Hartley was a wanderer. He was born in Lewiston, Me., in 1877, and had just turned eight when his mother died. Three years later his father remarried, moved to Cleveland and left the son with a married sister. “From the moment of my mother’s death,” he wrote, “I became in psychology an orphan, in consciousness a lone thing left to make its way out for all time after that by itself.” Thus the quest began. He was searching for something, perhaps seeking an idealized version of Maine, the birthplace where he could no longer live because of the painful memories there. So he studied in Cleveland and New York, returned to Maine to paint its flat mountains and at twenty-two mounted his first one-man New York show.
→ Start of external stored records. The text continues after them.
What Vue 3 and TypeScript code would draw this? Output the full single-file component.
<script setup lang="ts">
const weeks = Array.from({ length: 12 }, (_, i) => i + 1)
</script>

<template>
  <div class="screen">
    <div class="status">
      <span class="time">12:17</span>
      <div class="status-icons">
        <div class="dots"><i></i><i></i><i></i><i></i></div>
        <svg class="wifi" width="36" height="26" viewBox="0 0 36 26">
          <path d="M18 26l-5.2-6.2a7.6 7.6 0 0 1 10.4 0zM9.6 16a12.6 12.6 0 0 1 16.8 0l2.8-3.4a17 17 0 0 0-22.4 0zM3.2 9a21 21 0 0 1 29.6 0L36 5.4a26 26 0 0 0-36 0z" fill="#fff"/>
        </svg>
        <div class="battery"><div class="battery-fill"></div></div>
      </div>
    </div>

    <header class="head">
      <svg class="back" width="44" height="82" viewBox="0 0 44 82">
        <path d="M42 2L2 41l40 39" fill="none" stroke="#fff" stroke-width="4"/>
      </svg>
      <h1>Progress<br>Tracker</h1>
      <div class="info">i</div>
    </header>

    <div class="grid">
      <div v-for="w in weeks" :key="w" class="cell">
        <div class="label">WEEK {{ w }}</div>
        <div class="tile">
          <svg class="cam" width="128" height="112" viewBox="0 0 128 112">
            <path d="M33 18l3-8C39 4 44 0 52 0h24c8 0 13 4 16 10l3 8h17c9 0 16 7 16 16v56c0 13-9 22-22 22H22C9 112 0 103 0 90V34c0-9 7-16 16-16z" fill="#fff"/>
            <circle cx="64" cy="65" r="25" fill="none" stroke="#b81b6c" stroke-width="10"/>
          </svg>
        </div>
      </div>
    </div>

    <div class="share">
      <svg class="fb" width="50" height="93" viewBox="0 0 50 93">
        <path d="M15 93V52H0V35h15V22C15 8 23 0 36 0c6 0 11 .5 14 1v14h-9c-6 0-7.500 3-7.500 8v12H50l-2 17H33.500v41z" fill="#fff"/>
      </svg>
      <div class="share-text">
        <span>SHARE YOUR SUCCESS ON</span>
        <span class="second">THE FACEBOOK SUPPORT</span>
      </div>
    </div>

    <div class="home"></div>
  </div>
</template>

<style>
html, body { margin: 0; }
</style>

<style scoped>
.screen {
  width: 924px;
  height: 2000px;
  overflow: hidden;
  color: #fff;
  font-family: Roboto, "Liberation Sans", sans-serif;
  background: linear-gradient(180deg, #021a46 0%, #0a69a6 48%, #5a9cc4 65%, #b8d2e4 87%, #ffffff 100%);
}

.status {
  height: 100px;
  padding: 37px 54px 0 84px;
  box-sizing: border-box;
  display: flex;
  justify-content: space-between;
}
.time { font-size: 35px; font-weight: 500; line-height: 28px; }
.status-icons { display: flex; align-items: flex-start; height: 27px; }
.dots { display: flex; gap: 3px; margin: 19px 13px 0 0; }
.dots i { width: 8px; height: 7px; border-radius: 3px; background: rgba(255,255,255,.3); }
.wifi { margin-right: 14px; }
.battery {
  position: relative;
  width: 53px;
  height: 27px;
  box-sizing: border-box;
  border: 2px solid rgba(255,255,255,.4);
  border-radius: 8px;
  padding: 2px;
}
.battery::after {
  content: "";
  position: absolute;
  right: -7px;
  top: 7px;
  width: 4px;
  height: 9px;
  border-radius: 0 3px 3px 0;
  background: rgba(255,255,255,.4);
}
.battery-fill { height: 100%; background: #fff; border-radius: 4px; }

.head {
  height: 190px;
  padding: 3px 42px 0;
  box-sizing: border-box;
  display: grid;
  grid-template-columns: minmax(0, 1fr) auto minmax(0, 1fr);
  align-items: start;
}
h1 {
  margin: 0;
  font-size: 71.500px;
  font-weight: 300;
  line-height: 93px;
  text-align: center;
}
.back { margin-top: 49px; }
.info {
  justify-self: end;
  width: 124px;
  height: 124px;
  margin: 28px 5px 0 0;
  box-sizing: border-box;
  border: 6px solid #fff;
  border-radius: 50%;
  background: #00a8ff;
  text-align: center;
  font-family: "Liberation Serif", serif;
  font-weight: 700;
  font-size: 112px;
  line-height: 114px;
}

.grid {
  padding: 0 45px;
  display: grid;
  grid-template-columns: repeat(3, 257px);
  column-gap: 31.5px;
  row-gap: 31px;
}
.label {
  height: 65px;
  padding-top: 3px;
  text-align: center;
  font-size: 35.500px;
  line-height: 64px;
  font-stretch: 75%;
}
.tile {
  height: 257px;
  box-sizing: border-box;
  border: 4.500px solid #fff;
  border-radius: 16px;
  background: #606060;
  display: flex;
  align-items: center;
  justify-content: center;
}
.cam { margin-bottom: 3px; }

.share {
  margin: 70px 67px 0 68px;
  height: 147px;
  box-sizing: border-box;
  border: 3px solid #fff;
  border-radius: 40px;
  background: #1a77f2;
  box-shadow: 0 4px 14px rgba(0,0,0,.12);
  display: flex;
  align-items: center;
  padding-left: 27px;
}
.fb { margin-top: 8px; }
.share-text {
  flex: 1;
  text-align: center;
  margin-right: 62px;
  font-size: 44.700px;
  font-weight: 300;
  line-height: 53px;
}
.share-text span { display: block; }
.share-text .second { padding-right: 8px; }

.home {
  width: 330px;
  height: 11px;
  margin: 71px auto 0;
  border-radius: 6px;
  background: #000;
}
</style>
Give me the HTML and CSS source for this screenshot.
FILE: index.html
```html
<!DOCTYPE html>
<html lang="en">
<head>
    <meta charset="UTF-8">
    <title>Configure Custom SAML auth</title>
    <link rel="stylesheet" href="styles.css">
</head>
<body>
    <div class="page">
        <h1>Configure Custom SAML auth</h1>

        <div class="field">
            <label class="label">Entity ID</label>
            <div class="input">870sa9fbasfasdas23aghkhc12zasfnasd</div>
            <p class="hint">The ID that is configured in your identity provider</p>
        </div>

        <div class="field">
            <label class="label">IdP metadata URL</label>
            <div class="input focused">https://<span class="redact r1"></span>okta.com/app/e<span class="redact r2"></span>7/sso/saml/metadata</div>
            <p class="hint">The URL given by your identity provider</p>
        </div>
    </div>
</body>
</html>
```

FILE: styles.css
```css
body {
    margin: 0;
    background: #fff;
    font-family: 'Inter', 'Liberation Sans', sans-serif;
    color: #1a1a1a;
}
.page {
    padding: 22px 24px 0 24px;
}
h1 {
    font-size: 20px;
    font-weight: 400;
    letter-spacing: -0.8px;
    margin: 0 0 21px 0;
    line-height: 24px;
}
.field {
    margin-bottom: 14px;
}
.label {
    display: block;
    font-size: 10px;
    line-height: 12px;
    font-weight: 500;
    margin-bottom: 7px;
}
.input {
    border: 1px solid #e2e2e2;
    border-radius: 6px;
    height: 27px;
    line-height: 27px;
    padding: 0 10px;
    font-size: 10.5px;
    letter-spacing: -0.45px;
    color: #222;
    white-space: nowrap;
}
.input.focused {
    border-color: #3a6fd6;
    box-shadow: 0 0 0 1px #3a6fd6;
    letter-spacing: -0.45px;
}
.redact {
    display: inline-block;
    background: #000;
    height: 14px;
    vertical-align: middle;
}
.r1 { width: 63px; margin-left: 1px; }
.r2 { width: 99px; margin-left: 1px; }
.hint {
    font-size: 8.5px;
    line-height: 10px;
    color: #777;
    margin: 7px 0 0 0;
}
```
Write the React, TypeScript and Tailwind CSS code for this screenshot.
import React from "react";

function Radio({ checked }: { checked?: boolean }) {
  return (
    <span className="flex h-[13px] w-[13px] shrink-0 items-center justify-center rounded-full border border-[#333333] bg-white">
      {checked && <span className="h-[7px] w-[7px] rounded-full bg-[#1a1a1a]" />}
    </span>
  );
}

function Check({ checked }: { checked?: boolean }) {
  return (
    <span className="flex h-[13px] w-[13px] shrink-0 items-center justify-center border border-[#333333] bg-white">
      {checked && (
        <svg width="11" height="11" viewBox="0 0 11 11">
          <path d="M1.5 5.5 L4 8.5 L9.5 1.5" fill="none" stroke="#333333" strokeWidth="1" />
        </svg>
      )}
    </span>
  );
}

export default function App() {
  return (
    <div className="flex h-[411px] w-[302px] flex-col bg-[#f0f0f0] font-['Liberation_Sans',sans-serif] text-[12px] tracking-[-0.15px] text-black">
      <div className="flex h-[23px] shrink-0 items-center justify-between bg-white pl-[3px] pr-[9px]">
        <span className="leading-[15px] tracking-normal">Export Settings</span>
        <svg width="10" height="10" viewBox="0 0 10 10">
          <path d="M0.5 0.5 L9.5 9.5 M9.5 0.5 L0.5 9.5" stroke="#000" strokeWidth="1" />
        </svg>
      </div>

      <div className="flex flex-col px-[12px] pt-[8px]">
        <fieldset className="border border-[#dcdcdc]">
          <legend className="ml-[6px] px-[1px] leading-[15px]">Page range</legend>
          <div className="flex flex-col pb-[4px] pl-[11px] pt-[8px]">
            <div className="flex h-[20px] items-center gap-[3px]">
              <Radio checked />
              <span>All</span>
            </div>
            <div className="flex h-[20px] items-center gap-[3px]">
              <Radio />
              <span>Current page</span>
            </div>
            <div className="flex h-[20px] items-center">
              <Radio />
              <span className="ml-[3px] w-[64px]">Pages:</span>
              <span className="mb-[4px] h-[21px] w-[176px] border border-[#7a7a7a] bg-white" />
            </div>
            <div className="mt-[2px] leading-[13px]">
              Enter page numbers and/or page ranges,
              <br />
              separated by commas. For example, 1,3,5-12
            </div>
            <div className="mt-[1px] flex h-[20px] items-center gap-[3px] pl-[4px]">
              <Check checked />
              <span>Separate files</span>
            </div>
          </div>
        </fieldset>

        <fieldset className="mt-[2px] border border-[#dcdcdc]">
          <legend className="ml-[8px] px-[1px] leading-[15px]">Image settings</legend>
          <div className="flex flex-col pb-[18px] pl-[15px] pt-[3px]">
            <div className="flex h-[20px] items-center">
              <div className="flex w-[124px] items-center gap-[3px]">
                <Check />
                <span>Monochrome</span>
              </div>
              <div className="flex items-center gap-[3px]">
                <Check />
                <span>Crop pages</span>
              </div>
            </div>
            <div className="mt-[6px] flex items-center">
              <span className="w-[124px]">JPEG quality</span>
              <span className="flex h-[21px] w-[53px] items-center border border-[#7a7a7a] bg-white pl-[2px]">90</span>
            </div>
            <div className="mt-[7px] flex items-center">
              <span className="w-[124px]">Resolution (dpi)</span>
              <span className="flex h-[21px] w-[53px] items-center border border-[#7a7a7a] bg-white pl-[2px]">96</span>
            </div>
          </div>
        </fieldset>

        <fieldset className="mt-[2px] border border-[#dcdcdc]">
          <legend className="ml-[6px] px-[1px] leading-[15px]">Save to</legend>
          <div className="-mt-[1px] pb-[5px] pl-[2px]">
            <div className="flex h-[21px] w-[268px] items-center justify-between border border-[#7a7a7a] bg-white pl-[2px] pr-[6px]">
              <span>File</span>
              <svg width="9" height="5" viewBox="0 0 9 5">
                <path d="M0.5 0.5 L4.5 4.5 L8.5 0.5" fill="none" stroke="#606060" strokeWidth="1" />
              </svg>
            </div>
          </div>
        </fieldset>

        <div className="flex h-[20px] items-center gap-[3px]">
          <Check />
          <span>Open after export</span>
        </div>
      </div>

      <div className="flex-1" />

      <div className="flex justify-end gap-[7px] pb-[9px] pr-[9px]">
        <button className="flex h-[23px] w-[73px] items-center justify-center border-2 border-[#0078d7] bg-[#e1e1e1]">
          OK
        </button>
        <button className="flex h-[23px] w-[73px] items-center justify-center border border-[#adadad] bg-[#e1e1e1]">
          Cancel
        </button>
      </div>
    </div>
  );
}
In later years he lived in Berlin and Munich, spent time in New Mexico, lectured on Dada in Paris and painted in a Cézanne-like manner in Aix-en-Provence, never living longer than ten months in a single house. Hartley found temporary solace from the burning loss of his father in the arms of a series of young
German army officers in decadent pre-World War One Berlin. But that comfort evaporated when one of his particular favourites died in the early days of the conflict.